The symbol of the call as the form in which the transmundane makes its appearance within the world is so fundamental to Eastern Gnosticism that we may even designate the Mandaean and Manichaean religions as “religions of the call.” The reader will remember the close connection which obtains in the New Testament between hearing and faith. We find many examples of it in Mandaean writings: faith is the response to the call from beyond that cannot be seen but must be heard. Manichaean symbolism went so far as to hypostatize “Call” and “Answer” into separate divine figures (see below, p. 82). In the “Hymn of the Pearl,” the “letter” which the celestials send to their exiled kinsman in the world turns on arrival into “voice”:

Like a messenger was the letter which the King had sealed with his right hand. . . . He flew like an eagle and alighted beside me and became wholly speech. At the sound of his voice I awoke and arose from my slumber . . . and directed my steps that I might come to the light of our home. The letter who had awakened me I found before me on the way, the letter who with his voice had awakened me from sleep. . . .
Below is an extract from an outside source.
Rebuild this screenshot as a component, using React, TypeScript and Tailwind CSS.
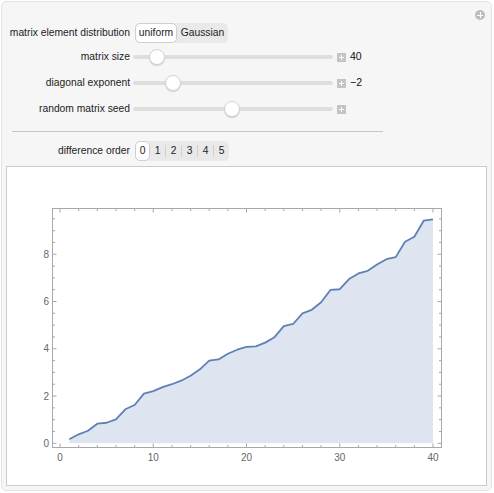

In the Valentinian elaboration, the call is specifically the calling by “name,” i.e., the person’s mystic spiritual name, from eternity “inscribed” with God in the “book of the living”:

Those whose names He knew in advance, were called at the end, so that he who knows, is he whose name has been spoken by the Father. For he whose name has not been pronounced, is ignorant. Truly, how should a person be able to hear, if his name has not been called? For he who remains ignorant until the end, is a creature of “Oblivion” and will be destroyed with it. If this is not the case, why have these miserable ones received no name, why do they not hear the call?

(GT 21:25-22:2)

Finally, the call can also be the apocalyptic call announcing the end of the world:

A call rang out over the whole world, the splendor departed from every city. Manda d’Hayye revealed himself to all the children of men and redeemed them from the darkness into the light.